Weighting Past Results: Hitters

November 15, 2013

We all know by now that we should look at more than one year of player data when we evaluate players. Looking at the past three years is the most common way to do this, and it makes sense why: three years is a reasonable time frame to try and increase your sample size while not reaching back so far that you’re evaluating an essentially different player.

The advice for looking at previous years of player data, however, usually comes with a caveat. “Weigh them”, they’ll say. And then you’ll hear some semi-arbitrary numbers such as “20%, 30%, 50%”, or something in that range. Well, buckle up, because we’re about to get a little less arbitrary.

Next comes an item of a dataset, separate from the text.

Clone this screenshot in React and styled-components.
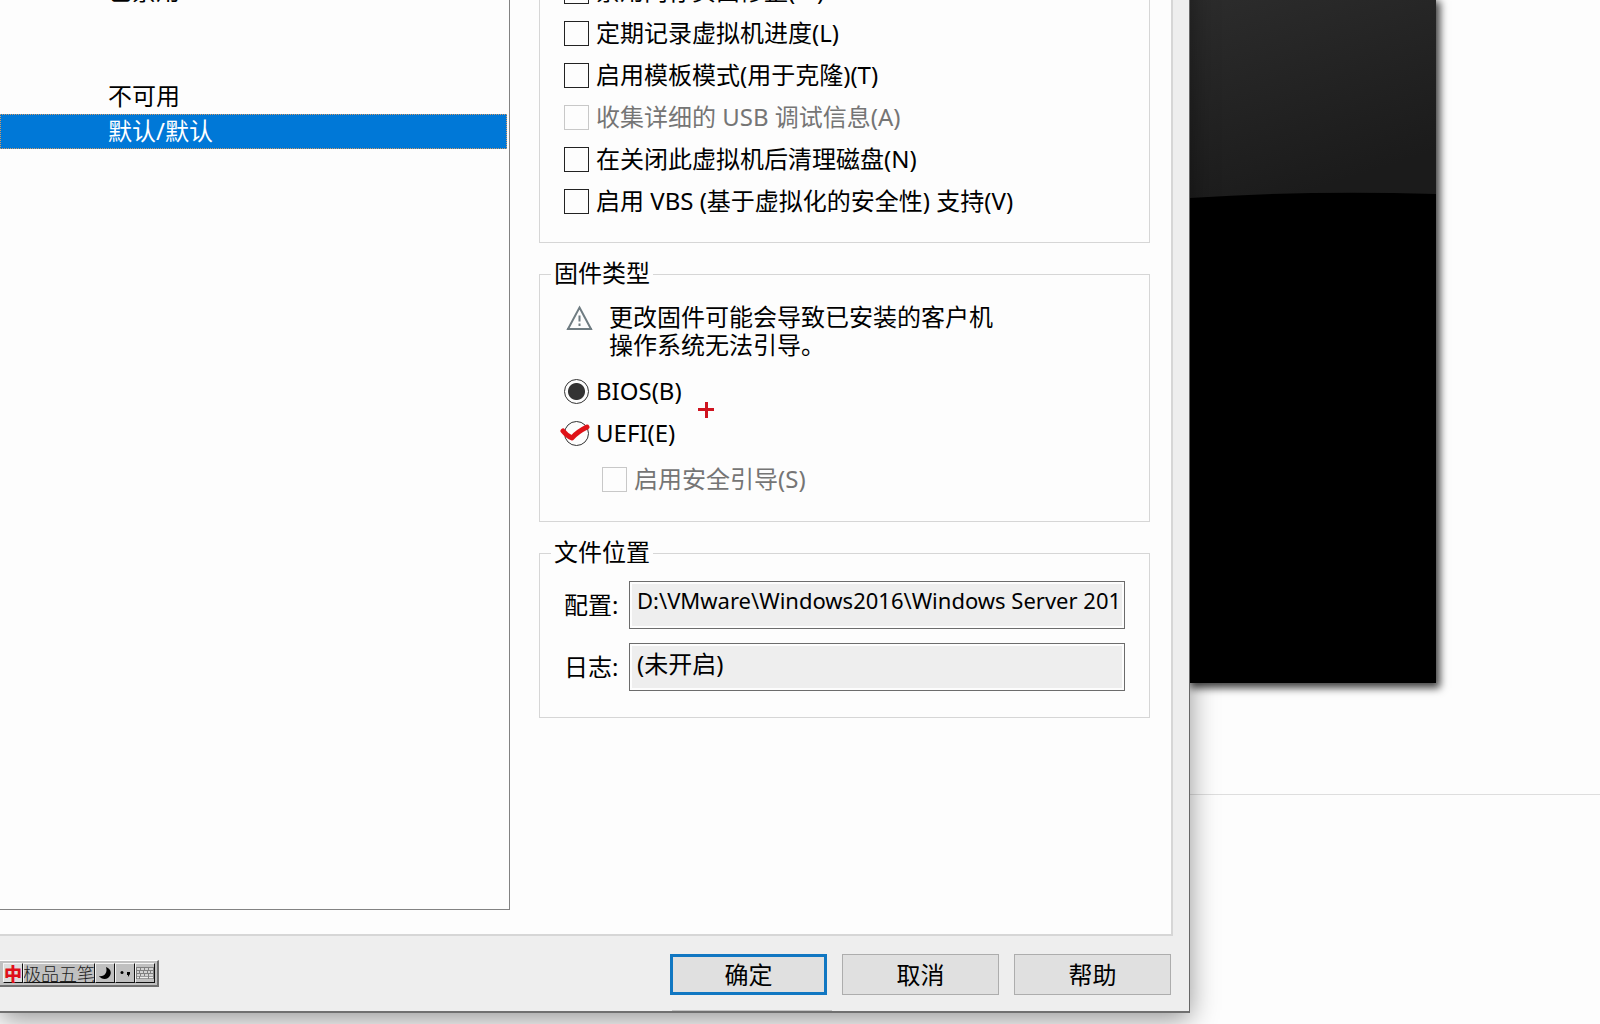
import React from "react";
import styled, { createGlobalStyle, css } from "styled-components";

const GlobalStyle = createGlobalStyle`
  *, *::before, *::after { box-sizing: border-box; }
  body {
    margin: 0;
    background: #fdfdfd;
    color: #000;
    font: 24px/28px "Noto Sans", "Noto Sans CJK SC", sans-serif;
  }
  button, input { font: inherit; color: inherit; }
`;

const Page = styled.div`
  display: grid;
  grid-template-columns: 119fr 41fr;
  height: 100vh;
  overflow: hidden;
`;

/* The dialog reaches past the top edge of the view. */
const Dialog = styled.main`
  position: relative;
  z-index: 1;
  display: flex;
  flex-direction: column;
  margin: -30px 0 11px;
  background: #eee;
  border-right: 1px solid #666;
  border-bottom: 2px solid #707070;
  box-shadow: 0 6px 26px rgba(0, 0, 0, 0.42);
`;

const Body = styled.div`
  flex: 1;
  display: grid;
  grid-template-columns: 510fr 611fr;
  gap: 29px;
  margin-right: 16px;
  padding: 0 21px 24px 0;
  background: #fdfdfd;
  border-right: 2px solid #d6d6d6;
  border-bottom: 2px solid #d6d6d6;
`;

const SummaryList = styled.ul`
  margin: 0;
  padding: 4px 2px 0 0;
  list-style: none;
  border-right: 1px solid #828282;
  border-bottom: 1px solid #828282;
`;

const SummaryRow = styled.li`
  display: flex;
  align-items: center;
  height: 35px;
  padding: 0 0 2px 108px;
  ${(p) =>
    p.$selected &&
    css`
      color: #fff;
      background: #0078d7;
      outline: 1px dotted #d09a68;
      outline-offset: -1px;
    `}
`;

const Groups = styled.div`
  display: flex;
  flex-direction: column;
  gap: 15px;
  min-width: 0;
`;

const Group = styled.fieldset`
  min-width: 0;
  margin: 0;
  padding: ${(p) => p.$padding};
  border: 1px solid #d6d6d6;
  ${(p) => p.$open && "border-top: 0;"}
`;

const Legend = styled.legend`
  margin-left: -13px;
  padding: 0 3px 2px;
  line-height: 30px;
`;

const Option = styled.label`
  position: relative;
  display: flex;
  align-items: center;
  gap: 7px;
  height: 42px;
  white-space: nowrap;
  color: ${(p) => (p.$disabled ? "#757575" : "#000")};
`;

const Nested = styled.div`
  padding: 4px 0 0 38px;
`;

const Checkbox = styled.input.attrs({ type: "checkbox" })`
  appearance: none;
  flex: none;
  width: 25px;
  height: 25px;
  margin: 0;
  background: #fdfdfd;
  border: 1px solid #222;
  &:disabled { border-color: #c8c8c8; }
`;

const Radio = styled.input.attrs({ type: "radio" })`
  appearance: none;
  flex: none;
  width: 25px;
  height: 25px;
  margin: 0;
  border: 1px solid #333;
  border-radius: 50%;
  &:checked {
    background: radial-gradient(circle, #333 0 8px, transparent 9px);
  }
`;

const Warning = styled.div`
  display: flex;
  gap: 16px;
  padding-left: 2px;
  margin-bottom: 11px;
`;

const WarningIcon = styled.svg`
  flex: none;
  width: 27px;
  height: 28px;
`;

const WarningText = styled.p`
  margin: 0;
`;

const FirmwareChoices = styled.div`
  position: relative;
`;

const Tick = styled.svg`
  position: absolute;
  left: -4px;
  top: 11px;
  width: 30px;
  height: 20px;
`;

const Plus = styled.svg`
  position: absolute;
  left: 134px;
  top: 32px;
  width: 16px;
  height: 16px;
`;

const Fields = styled.div`
  display: flex;
  flex-direction: column;
  gap: 14px;
`;

const Field = styled.div`
  display: grid;
  grid-template-columns: 65px 1fr;
  align-items: center;
`;

const PathInput = styled.input`
  width: 100%;
  min-width: 0;
  height: 48px;
  padding: 0 6px 10px 7px;
  font-size: ${(p) => (p.$small ? 22 : 24)}px;
  background: #eee;
  border: 1px solid #6c6c6c;
  border-radius: 0;
  box-shadow: inset 0 0 0 2px #fdfdfd;
`;

const Footer = styled.footer`
  position: relative;
  display: flex;
  align-items: center;
  justify-content: space-between;
  padding: 18px 18px 16px 0;
`;

const EdgeMark = styled.span`
  position: absolute;
  right: 357px;
  bottom: 0;
  width: 160px;
  height: 1px;
  background: #c4c4c4;
`;

const Actions = styled.div`
  display: flex;
  gap: 15px;
`;

const Button = styled.button`
  width: 157px;
  height: 41px;
  padding: 0;
  background: #e0e0e0;
  border: ${(p) => (p.$primary ? "3px solid #1177c2" : "1px solid #adadad")};
`;

const ImeBar = styled.div`
  display: flex;
  margin-bottom: 2px;
  padding: 2px 2px 2px 3px;
  background: #c0c0c0;
  border: 1px solid #fff;
  border-right: 2px solid #707070;
  border-bottom: 2px solid #707070;
  border-left: 0;
`;

const ImeButton = styled.button`
  display: flex;
  align-items: center;
  justify-content: center;
  width: ${(p) => (p.$wide ? 72 : 20)}px;
  height: 20px;
  padding: 0;
  overflow: ${(p) => (p.$wide ? "hidden" : "visible")};
  font: ${(p) => (p.$strong ? "900" : "300")} 18px/18px "Noto Sans CJK SC", sans-serif;
  white-space: nowrap;
  color: ${(p) => (p.$strong ? "#e0101a" : "#222")};
  background: ${(p) => (p.$strong ? "#ddd" : "#c0c0c0")};
  border: 1px solid #f4f4f4;
  border-right-color: #111;
  border-bottom-color: #111;
  svg { flex: none; }
`;

const Backdrop = styled.aside`
  min-width: 0;
`;

const Screen = styled.div`
  width: 60%;
  height: 683px;
  background: #000;
  box-shadow: 2px 3px 8px 2px rgba(0, 0, 0, 0.75);
`;

const Gloss = styled.svg`
  display: block;
  width: 100%;
  height: 199px;
`;

const Divider = styled.hr`
  margin: 111px 0 0;
  border: 0;
  border-top: 1px solid #dedede;
`;

const SUMMARY = [
  { id: "vnc", text: "已禁用" },
  { id: "unity", text: "" },
  { id: "view", text: "" },
  { id: "login", text: "不可用" },
  { id: "advanced", text: "默认/默认", selected: true },
];

const SETTINGS = [
  { id: "trim", text: "禁用内存页面修整(M)" },
  { id: "log", text: "定期记录虚拟机进度(L)" },
  { id: "template", text: "启用模板模式(用于克隆)(T)" },
  { id: "usb", text: "收集详细的 USB 调试信息(A)", disabled: true },
  { id: "clean", text: "在关闭此虚拟机后清理磁盘(N)" },
  { id: "vbs", text: "启用 VBS (基于虚拟化的安全性) 支持(V)" },
];

function CheckOption({ text, disabled }) {
  return (
    <Option $disabled={disabled}>
      <Checkbox disabled={disabled} />
      <span>{text}</span>
    </Option>
  );
}

export default function App() {
  return (
    <>
      <GlobalStyle />
      <Page>
        <Dialog>
          <Body>
            <SummaryList>
              {SUMMARY.map((row) => (
                <SummaryRow key={row.id} $selected={row.selected}>{row.text}</SummaryRow>
              ))}
            </SummaryList>
            <Groups>
              <Group $open $padding="0 24px 20px">
                {SETTINGS.map((s) => (
                  <CheckOption key={s.id} text={s.text} disabled={s.disabled} />
                ))}
              </Group>
              <Group $padding="13px 24px 21px">
                <Legend>固件类型</Legend>
                <Warning>
                  <WarningIcon viewBox="0 0 27 28" aria-hidden="true">
                    <path d="M13.5 4.5 25 26H2Z" fill="#fdfdfd" stroke="#6f7c82" strokeWidth="2" />
                    <path d="M1 26H26" stroke="#6f7c82" strokeWidth="2" />
                    <path d="M13.5 12.5v6M13.5 20.5v2.5" stroke="#6f7c82" strokeWidth="2" />
                  </WarningIcon>
                  <WarningText>更改固件可能会导致已安装的客户机<br />操作系统无法引导。</WarningText>
                </Warning>
                <FirmwareChoices>
                  <Option>
                    <Radio name="firmware" defaultChecked />
                    <span>BIOS(B)</span>
                  </Option>
                  <Option>
                    <Radio name="firmware" />
                    <span>UEFI(E)</span>
                    <Tick viewBox="0 0 30 20" aria-hidden="true">
                      <path d="M3 8Q7 13 12 15Q17 9 27 4" fill="none" stroke="#df1218" strokeWidth="5" strokeLinejoin="round" strokeLinecap="round" />
                    </Tick>
                  </Option>
                  <Plus viewBox="0 0 16 16" aria-hidden="true">
                    <path d="M8.500 0V16M0 7.500H16" stroke="#cf1420" strokeWidth="3" />
                  </Plus>
                </FirmwareChoices>
                <Nested>
                  <CheckOption text="启用安全引导(S)" disabled />
                </Nested>
              </Group>
              <Group $padding="12px 24px 26px">
                <Legend>文件位置</Legend>
                <Fields>
                  <Field>
                    <label htmlFor="config">配置:</label>
                    <PathInput id="config" $small readOnly value={"D:\\VMware\\Windows2016\\Windows Server 2016.vmx"} />
                  </Field>
                  <Field>
                    <label htmlFor="log">日志:</label>
                    <PathInput id="log" readOnly value="(未开启)" />
                  </Field>
                </Fields>
              </Group>
            </Groups>
          </Body>
          <Footer>
            <ImeBar>
              <ImeButton $strong>中</ImeButton>
              <ImeButton $wide>极品五笔</ImeButton>
              <ImeButton aria-label="半角">
                <svg width="14" height="14" viewBox="0 0 14 14">
                  <path d="M8 1C14 3 14 9 10 12C7 14 3 13 1 10C6 11 10 7 8 1Z" fill="#000" />
                </svg>
              </ImeButton>
              <ImeButton aria-label="标点">
                <svg width="14" height="14" viewBox="0 0 14 14">
                  <circle cx="4" cy="6.500" r="1.500" fill="#000" />
                  <path d="M9 6h3v2l-2 3v-2h-1z" fill="#000" />
                </svg>
              </ImeButton>
              <ImeButton aria-label="键盘">
                <svg width="18" height="12" viewBox="0 0 18 12">
                  <path d="M0 0H18V12H0Z" fill="#808080" />
                  <path d="M1 2h3m1 0h3m1 0h3m1 0h4M1 5h2m1 0h3m1 0h3m1 0h2m1 0h2M1 8h3m1 0h3m1 0h3m1 0h4M1 10.500h2m1 0h8m1 0h4" stroke="#eee" strokeWidth="1.500" />
                </svg>
              </ImeButton>
            </ImeBar>
            <Actions>
              <Button $primary>确定</Button>
              <Button>取消</Button>
              <Button>帮助</Button>
            </Actions>
            <EdgeMark />
          </Footer>
        </Dialog>
        <Backdrop>
          <Screen>
            <Gloss viewBox="0 0 247 199" preserveAspectRatio="none" aria-hidden="true">
              <defs>
                <linearGradient id="gloss" x1="0" y1="0" x2="0.4" y2="1">
                  <stop offset="0" stopColor="#2c2c2c" />
                  <stop offset="1" stopColor="#1b1b1b" />
                </linearGradient>
              </defs>
              <path d="M0 0H247V194Q120 190 0 198Z" fill="url(#gloss)" />
            </Gloss>
          </Screen>
          <Divider />
        </Backdrop>
      </Page>
    </>
  );
}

Some limitations: The point of this study isn’t to replace projection systems—we’re not trying to project declines/improvements here. We’re simply trying to understand how past data tends to translate into future data.

The methodology is pretty simple. We’re going to take three years of player data (I’m going to use wRC+ since it’s league-adjusted etc., and I’m only trying to measure offensive production), and then weight the years so that we can get an expected 4^th year wRC+. We’re then going to compare our expected wRC+ against the actual wRC+*. The closer the expected to our actual, the better the weights.

*Note: I am using four-year spans of player data from 2008-2013, and limiting to players that had at least 400 PA in four consecutive years. This should help throw out outliers and to give more consistent results. Our initial sample size is 244, which is good enough to give meaningful results.

I’ll start with the “dumb” case. Let’s just weigh all of the years equally, so that each year counts for 33.3% of our expected outcome.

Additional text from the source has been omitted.